My dilemma is with the wife. He told me just this weekend that he is torn. He has very strong feelings for me and my kids, and he doesn't want to hurt us or his kids. He told me that he fells like he is being unfair to his wife even though that situation is killing him. He proceeded to tell me that he doesn't know what he is going to do. He wants to be with me, but he isn't sure he is ready for his marriage to be over even though she won't be released from prison until this November. She has been in prison since last May. His kids despise her for what she has done to them and their dad, and he is torn because of this as well. He worries about his reputation being seen out with me and people knowing he is still married, and he doesn't want anything to get back to her until he is ready to make his decision.
This is killing me. I want to be with him, but in reality I know that I have to prepare myself for the day that he may tell me that it is over between us and he is going to work things out with her. I am not ready to do that, and during our conversation last night he told me that it would kill him to see me out places if we didn't make it and he was with her. I am getting mixed signals and I need a little guidance. What do you suggest?
GARLAND: I started planting mental red flags as I progressed through your question so I could help formulate my answer. I only brought four flags with me and I had to go back and get several more from my mental office to finish them as I moved on.
Let’s see… I like to stay in order, but I’m going to skip the dramatics and tell you that you should prepare for the day his wife comes back home. He’s staying with her and he’ll definitely call you up for creapers on Saturday nights once in a while, but he’s not staying with you.
I’m going to chat about the kids for a second… So, they despise their Mother for what she did to the family AND they love you after a handful of dates? First, I have to tell you that most children, especially younger ones will not DESPISE either parent for embezzlement jail time. Kids suddenly hating a parent after just a few months of jail and then loving a stranger in just a few weeks – it just doesn’t pass the sniff test to me. I don’t know whether he is lying to you and selling you a pipe dream or if you could be misunderstanding the environment you’ve found yourself in. I’m not going to say anything else about that because you didn’t ask us to critique your whole situation.
My thoughts on him – He’s going back to Wifey. He’ll swear the kids to secrecy and if you ever come up in conversation, he’ll do his level best to minimize the situation between the two of you. When he sells it Mama Madoff, you’ll be little more than “some woman” he ran into with the kids at a McDonalds and you all shared a couple of Quarter Pounders [or Royales with Cheese if you’re in England]. Why am I taking such a negative tone to what he’ll do? Because of the first red flag I planted – he slept with you BEFORE telling you that he was married. This is pretty low down and self serving on his part. He probably knew that the odds were against him climbing in the sack with you if you knew there was a wife in the picture. The fact that she was doing hard time in minimum security is a minor issue.
The Bottom Line: I’m sorry to say that he is finished with you and your kids. He needed some company while The Boss was in lockup and he wasn’t man enough to tell you that. He sold you some foolishness and now he’s going to slither away. (Please Read My Older Post called “Rattle of the Snake”)

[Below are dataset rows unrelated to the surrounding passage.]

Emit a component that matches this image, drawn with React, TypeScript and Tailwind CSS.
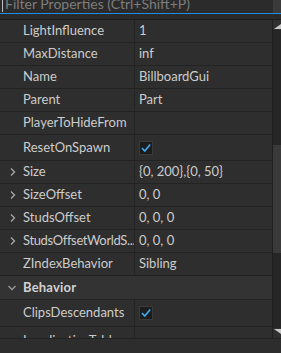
import React from "react";

type Row =
  | { kind: "prop"; name: string; value?: string; check?: boolean; expand?: boolean; tight?: boolean; h: string }
  | { kind: "header"; name: string; h: string };

const rows: Row[] = [
  { kind: "prop", name: "LightInfluence", value: "1", h: "h-[23px]" },
  { kind: "prop", name: "MaxDistance", value: "inf", h: "h-[23px]" },
  { kind: "prop", name: "Name", value: "BillboardGui", h: "h-[23px]" },
  { kind: "prop", name: "Parent", value: "Part", h: "h-[23px]" },
  { kind: "prop", name: "PlayerToHideFrom", value: "", h: "h-[23px]" },
  { kind: "prop", name: "ResetOnSpawn", check: true, h: "h-[26px]" },
  { kind: "prop", name: "Size", value: "{0, 200},{0, 50}", expand: true, h: "h-[23px]" },
  { kind: "prop", name: "SizeOffset", value: "0, 0", expand: true, h: "h-[23px]" },
  { kind: "prop", name: "StudsOffset", value: "0, 0, 0", expand: true, h: "h-[23px]" },
  { kind: "prop", name: "StudsOffsetWorldS...", value: "0, 0, 0", expand: true, tight: true, h: "h-[23px]" },
  { kind: "prop", name: "ZIndexBehavior", value: "Sibling", h: "h-[23px]" },
  { kind: "header", name: "Behavior", h: "h-[24px]" },
  { kind: "prop", name: "ClipsDescendants", check: true, h: "h-[27px]" },
  { kind: "prop", name: "LocalizationTable", value: "", h: "h-[28px]" },
];

function ChevronRight() {
  return (
    <svg width="8" height="10" viewBox="0 0 8 10" className="shrink-0">
      <polyline points="2,1.5 5.5,5 2,8.5" fill="none" stroke="#a8a8a8" strokeWidth="1.3" />
    </svg>
  );
}

function ChevronDown() {
  return (
    <svg width="10" height="8" viewBox="0 0 10 8" className="shrink-0">
      <polyline points="1.5,2 5,5.5 8.5,2" fill="none" stroke="#9a9a9a" strokeWidth="1.3" />
    </svg>
  );
}

function Check() {
  return (
    <div className="w-[14px] h-[14px] bg-[#1c1c1c] border border-[#3a3a3a] flex items-center justify-center">
      <svg width="12" height="12" viewBox="0 0 12 12">
        <polyline points="2,6.2 4.8,9 10.2,2.5" fill="none" stroke="#3fa7ef" strokeWidth="1.7" />
      </svg>
    </div>
  );
}

export default function App() {
  return (
    <div
      className="w-[281px] h-[353px] bg-[#2e2e2e] overflow-hidden flex flex-col text-[13px] text-[#cccccc]"
      style={{ fontFamily: "Lato, 'Open Sans', sans-serif" }}
    >
      {/* filter bar */}
      <div className="h-[13px] flex shrink-0 bg-[#2b2b2b] overflow-hidden">
        <div className="flex-1 relative overflow-hidden">
          <div className="absolute left-[2px] top-0 w-px h-[12px] bg-[#bdbdbd]" />
          <div className="pl-[5px] mt-[-5px] leading-[18px] text-[#7d7d7d] whitespace-nowrap text-[14px]">
            Filter Properties (Ctrl+Shift+P)
          </div>
        </div>
        <div className="w-[8px] bg-[#3a3a3a]" />
      </div>
      <div className="h-px bg-[#1f8fe6] shrink-0" />
      <div className="h-[5px] bg-[#2a2a2a] shrink-0" />
      <div className="h-px bg-[#1f1f1f] shrink-0" />

      {/* body */}
      <div className="h-[318px] flex shrink-0 overflow-hidden">
        <div className="w-[272px] flex flex-col overflow-hidden">
          {rows.map((r, i) =>
            r.kind === "header" ? (
              <div
                key={i}
                className={`${r.h} shrink-0 flex items-center bg-[#333333] border-b border-[#232323]`}
              >
                <div className="w-[23px] shrink-0 flex justify-center pl-[1px]">
                  <ChevronDown />
                </div>
                <span className="font-bold text-[#d2d2d2] tracking-[0.2px]">{r.name}</span>
              </div>
            ) : (
              <div key={i} className={`${r.h} shrink-0 flex border-b border-[#232323]`}>
                <div className="w-[135px] shrink-0 flex items-center border-r border-[#232323] overflow-hidden">
                  <div className="w-[23px] shrink-0 flex justify-center pl-[2px]">
                    {r.expand ? <ChevronRight /> : null}
                  </div>
                  <span className={`whitespace-nowrap ${r.tight ? "tracking-[-0.35px]" : ""}`}>{r.name}</span>
                </div>
                <div className="flex-1 flex items-center pl-[4px] whitespace-nowrap">
                  {r.check ? <Check /> : <span>{r.value}</span>}
                </div>
              </div>
            )
          )}
        </div>
        {/* scrollbar */}
        <div className="w-[9px] flex flex-col bg-[#262626] border-l border-[#1f1f1f]">
          <div className="h-[10px] bg-[#303030] flex items-end justify-center pb-[1px]">
            <svg width="7" height="5" viewBox="0 0 7 5">
              <polygon points="0,5 7,5 7,0" fill="#c8c8c8" />
            </svg>
          </div>
          <div className="h-[115px]" />
          <div className="h-[108px] bg-[#3a3a3a]" />
          <div className="flex-1" />
          <div className="h-[10px] bg-[#303030] flex items-start justify-center pt-[1px]">
            <svg width="7" height="5" viewBox="0 0 7 5">
              <polygon points="0,0 7,0 7,5" fill="#c8c8c8" />
            </svg>
          </div>
        </div>
      </div>
      <div className="h-px bg-[#232323] shrink-0" />
      <div className="flex-1 bg-[#2d2d2d]" />
    </div>
  );
}
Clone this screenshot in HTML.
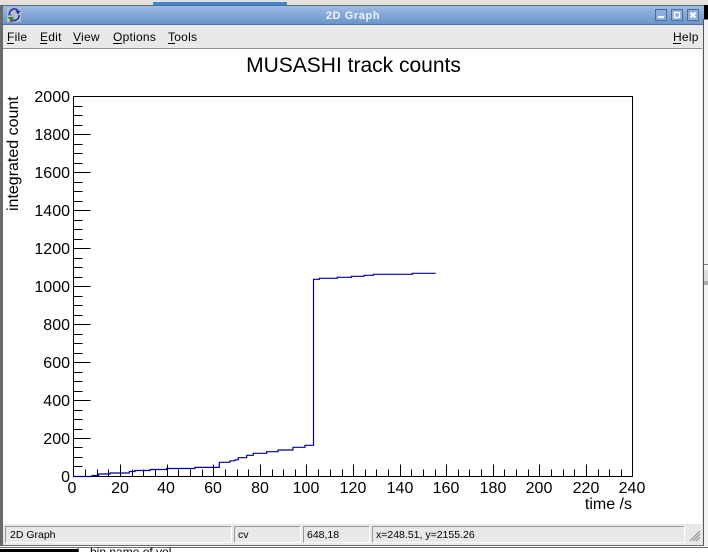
<!DOCTYPE html>
<html>
<head>
<meta charset="utf-8">
<style>
html,body{margin:0;padding:0;width:708px;height:552px;overflow:hidden;background:#e4e0da}
svg{display:block;position:absolute;left:0;top:0}
text{font-family:"Liberation Sans",sans-serif;fill:#000}
</style>
</head>
<body>
<svg width="708" height="552" viewBox="0 0 708 552" xmlns="http://www.w3.org/2000/svg">
<defs>
<linearGradient id="tb" x1="0" y1="0" x2="0" y2="1">
<stop offset="0" stop-color="#9dbbe4"/>
<stop offset="1" stop-color="#6c94c8"/>
</linearGradient>
</defs>
<!-- desktop -->
<rect x="0" y="0" width="708" height="552" fill="#e4e0da"/>
<rect x="153" y="2" width="134" height="3" fill="#3d86dc"/>
<rect x="704" y="5" width="4" height="14" fill="#000"/>
<rect x="704" y="19" width="4" height="533" fill="#f2f2f2"/>
<rect x="704" y="19" width="4" height="1" fill="#777"/>
<rect x="704" y="264" width="4" height="1" fill="#777"/>
<rect x="704" y="270" width="4" height="11" fill="#ddd"/>
<rect x="704" y="281" width="4" height="4" fill="#aaa"/>
<!-- window -->
<rect x="0" y="5" width="704" height="543" fill="#e8e8e8"/>
<rect x="0" y="5" width="704" height="1" fill="#5d6a7c"/>
<rect x="0" y="6" width="704" height="18" fill="url(#tb)"/>
<rect x="0" y="24" width="704" height="1" fill="#4f74a6"/>
<rect x="0" y="6" width="3" height="542" fill="#6a6a6a"/>
<rect x="703" y="19" width="1" height="529" fill="#555"/>
<!-- icon -->
<rect x="7" y="8" width="14" height="14" fill="#b9bdc4"/>
<path d="M9.5 15a5 5 0 0 1 8.5-4.5M19 15a5 5 0 0 1-8.5 4" fill="none" stroke="#1a2fb0" stroke-width="1.6"/>
<path d="M16 11h4l-2 3zM8 15h4" fill="#1a2fb0" stroke="#1a2fb0" stroke-width=".6"/>
<path d="M8 17h6l-1 2H9z" fill="#149a20"/>
<rect x="10" y="19" width="2" height="3" fill="#a04a10"/>
<text x="353" y="19" text-anchor="middle" font-size="11" font-weight="bold" style="fill:#eef3fa;letter-spacing:.6px">2D Graph</text>
<!-- window buttons -->
<g fill="none" stroke="#4a6f9f" stroke-width="1">
<rect x="655.5" y="9.5" width="11" height="11" fill="#8eaedb"/>
<rect x="671.5" y="9.5" width="11" height="11" fill="#8eaedb"/>
<rect x="687.5" y="9.5" width="11" height="11" fill="#8eaedb"/>
</g>
<rect x="658" y="16" width="6" height="2" fill="#fff"/>
<rect x="674.5" y="12.5" width="5" height="5" fill="none" stroke="#fff" stroke-width="1.4"/>
<path d="M690.5 12.5l5 5M695.5 12.5l-5 5" stroke="#fff" stroke-width="2.2" fill="none"/>
<!-- menu -->
<rect x="3" y="25" width="700" height="23" fill="#e8e8e8"/>
<g font-size="12" style="letter-spacing:.25px">
<text x="7" y="41">File</text>
<text x="40" y="41">Edit</text>
<text x="73" y="41">View</text>
<text x="113" y="41">Options</text>
<text x="168" y="41">Tools</text>
<text x="673" y="41">Help</text>
</g>
<g fill="#000">
<rect x="7" y="43" width="7" height="1"/>
<rect x="40" y="43" width="7" height="1"/>
<rect x="73" y="43" width="8" height="1"/>
<rect x="113" y="43" width="9" height="1"/>
<rect x="168" y="43" width="7" height="1"/>
<rect x="673" y="43" width="8" height="1"/>
</g>
<rect x="3" y="48" width="699" height="1" fill="#8c8c8c"/>
<!-- canvas -->
<rect x="3" y="49" width="699" height="475" fill="#fff"/>
<text x="353.5" y="72" text-anchor="middle" font-size="21">MUSASHI track counts</text>
<!-- axes -->
<rect x="73.5" y="96.5" width="559" height="380" fill="none" stroke="#000" stroke-width="1"/>
<path fill="none" stroke="#000" stroke-width="1" d="
M73.5 134.5h17M73.5 106.5h9M73.5 115.5h9M73.5 125.5h9
M73.5 144.5h9M73.5 153.5h9M73.5 163.5h9
M73.5 172.5h17M73.5 182.5h9M73.5 191.5h9M73.5 201.5h9
M73.5 210.5h17M73.5 220.5h9M73.5 229.5h9M73.5 239.5h9
M73.5 248.5h17M73.5 258.5h9M73.5 267.5h9M73.5 277.5h9
M73.5 286.5h17M73.5 296.5h9M73.5 305.5h9M73.5 315.5h9
M73.5 324.5h17M73.5 334.5h9M73.5 343.5h9M73.5 353.5h9
M73.5 362.5h17M73.5 372.5h9M73.5 381.5h9M73.5 391.5h9
M73.5 400.5h17M73.5 410.5h9M73.5 419.5h9M73.5 429.5h9
M73.5 438.5h17M73.5 447.5h9M73.5 457.5h9M73.5 466.5h9
M85.5 476.5v-7M97.5 476.5v-7M108.5 476.5v-7M120.5 476.5v-12
M132.5 476.5v-7M143.5 476.5v-7M155.5 476.5v-7M167.5 476.5v-12
M178.5 476.5v-7M190.5 476.5v-7M202.5 476.5v-7M213.5 476.5v-12
M225.5 476.5v-7M237.5 476.5v-7M248.5 476.5v-7M260.5 476.5v-12
M272.5 476.5v-7M283.5 476.5v-7M295.5 476.5v-7M306.5 476.5v-12
M318.5 476.5v-7M330.5 476.5v-7M342.5 476.5v-7M353.5 476.5v-12
M365.5 476.5v-7M376.5 476.5v-7M388.5 476.5v-7M400.5 476.5v-12
M411.5 476.5v-7M423.5 476.5v-7M435.5 476.5v-7M446.5 476.5v-12
M458.5 476.5v-7M469.5 476.5v-7M481.5 476.5v-7M493.5 476.5v-12
M504.5 476.5v-7M516.5 476.5v-7M528.5 476.5v-7M539.5 476.5v-12
M551.5 476.5v-7M563.5 476.5v-7M574.5 476.5v-7M586.5 476.5v-12
M598.5 476.5v-7M609.5 476.5v-7M621.5 476.5v-7"/>
<!-- y labels -->
<g font-size="16" text-anchor="end">
<text x="70" y="102">2000</text>
<text x="70" y="140">1800</text>
<text x="70" y="178">1600</text>
<text x="70" y="216">1400</text>
<text x="70" y="254">1200</text>
<text x="70" y="292">1000</text>
<text x="70" y="330">800</text>
<text x="70" y="368">600</text>
<text x="70" y="406">400</text>
<text x="70" y="444">200</text>
<text x="70" y="482">0</text>
</g>
<!-- x labels -->
<g font-size="16" text-anchor="middle">
<text x="72" y="493">0</text>
<text x="120" y="493">20</text>
<text x="166" y="493">40</text>
<text x="213" y="493">60</text>
<text x="260" y="493">80</text>
<text x="306" y="493">100</text>
<text x="353" y="493">120</text>
<text x="400" y="493">140</text>
<text x="446" y="493">160</text>
<text x="493" y="493">180</text>
<text x="539" y="493">200</text>
<text x="586" y="493">220</text>
<text x="632" y="493">240</text>
</g>
<text x="632" y="509" text-anchor="end" font-size="16">time /s</text>
<text transform="translate(18,211) rotate(-90)" font-size="16">integrated count</text>
<!-- curve -->
<path fill="none" stroke="#00009c" stroke-width="1.2" d="M73.5 476.5H92V475.5H98.7V474H110V473H129.3V471.5H135V470.5H150V469.5H166.7V468.5H195V467.4H219.3V462.3H230V460.8H235V459.8H238.3V457.7H246.7V455.3H253.3V453.3H266.7V451.7H278V450H293V447.3H305V445.3H313.5V279.3H319.3V278.3H337.3V277.3H351.3V276.3H364V275.3H373.3V274.3H412.3V273.3H435.7"/>
<!-- status bar -->
<rect x="3" y="524" width="699" height="21" fill="#e8e8e8"/>
<g fill="#e8e8e8" stroke-width="1">
<path d="M5.5 543V526.5H231" fill="none" stroke="#9a9a9a"/>
<path d="M231.5 526.5V542.5H5.5" fill="none" stroke="#fff"/>
<path d="M234.5 543V526.5H300" fill="none" stroke="#9a9a9a"/>
<path d="M300.5 526.5V542.5H234.5" fill="none" stroke="#fff"/>
<path d="M303.5 543V526.5H369" fill="none" stroke="#9a9a9a"/>
<path d="M369.5 526.5V542.5H303.5" fill="none" stroke="#fff"/>
<path d="M372.5 543V526.5H684" fill="none" stroke="#9a9a9a"/>
<path d="M684.5 526.5V542.5H372.5" fill="none" stroke="#fff"/>
</g>
<g font-size="10.5">
<text x="10" y="538">2D Graph</text>
<text x="238" y="538">cv</text>
<text x="307" y="538">648,18</text>
<text x="376" y="538">x=248.51, y=2155.26</text>
</g>
<path d="M700 531L690 541M700 534L693 541M700 537L696 541" stroke="#8a8a8a" stroke-width="1" fill="none"/>
<!-- bottom -->
<rect x="0" y="545" width="704" height="1" fill="#6f6f6f"/>
<rect x="0" y="546" width="708" height="6" fill="#fff"/>
<rect x="0" y="547" width="708" height="1" fill="#6f6f6f"/>
<rect x="0" y="549" width="78" height="3" fill="#000"/>
<rect x="78" y="548" width="1" height="4" fill="#555"/>
<text x="90" y="556" font-size="12">bin name of vol</text>
</svg>
</body>
</html>
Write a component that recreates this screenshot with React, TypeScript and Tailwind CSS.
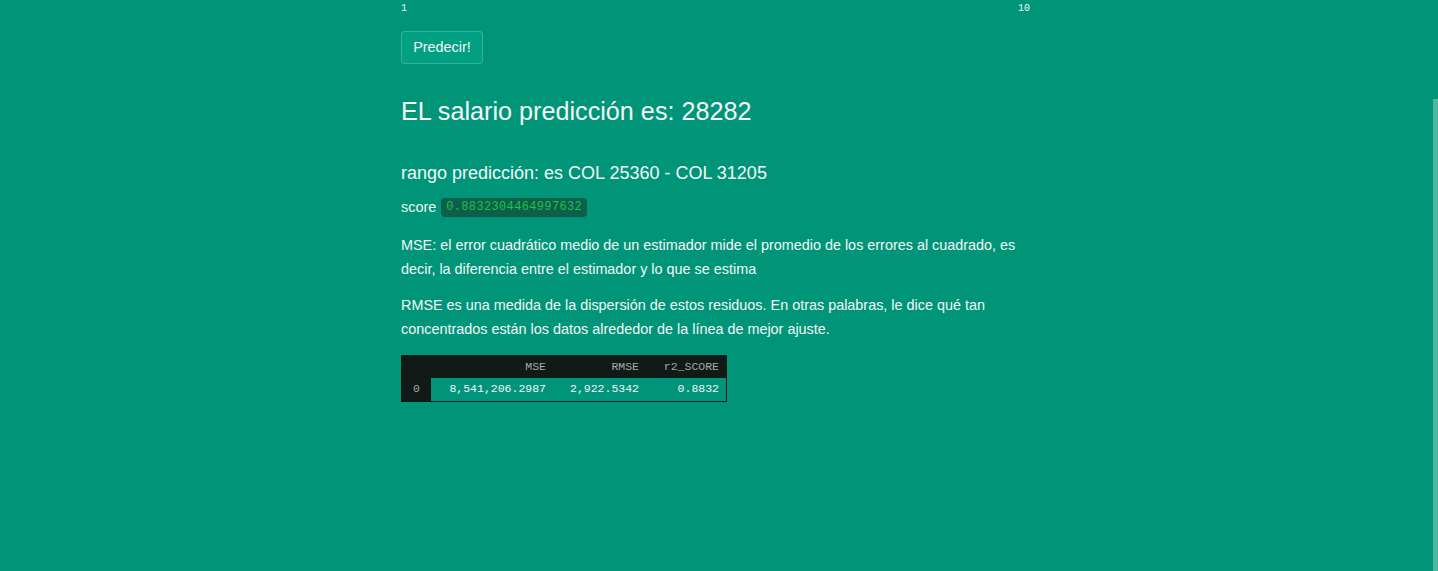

My best to you. I’m sure there’s a great guy out there somewhere waiting for you.
CHUCK: This guy is all about himself, and he has noplans to share his life with you. You're just collateral damage. Let's look at what took place here. You met this guy, slept with him rather quickly (let's face it), but afterward he tells you he is married. His wife is in jail, but you decide to continue seeing him, and introduce your kids to his kids! What do you think this is, the Brady Bunch?
The fact that he forgot to inform you that he was married until after you slept together ("I knew I forgot to tell you something! Guess what?"), speak to the idea that his wife is not the only one lacking in character here. He spins the story as hard as he can to make him look sympathetic, but let's face it, divorce papers are served in prison all the time. If he wanted a away out of his situations, there were well-lit exit signs all the way.
What I feel is going on is this guy got lonely, started something with you, but is preparing you slowly for the let down when his wife is released. I don't know if that was his original intention, because he involved his, and your kids in this, but carelessness or foolishness cannot be ruled out.
Face this fact: You cannot replace his children's mother. They may say they "love" you. They may mean it. They may be embarrassed of the fact that their mother is in jail. They may resent her for that. But she is still their mother. And, unless circumstances are a lot worse than you describe, they will eventually welcome her when she gets home.
My advice is to remove yourself from this man's soap opera, despite your feelings. For your own sake. If you find that he can decide to leave his wife for you, then that is another call for you to make. But as it stands now, there's no way this can work out for you, so leave it alone.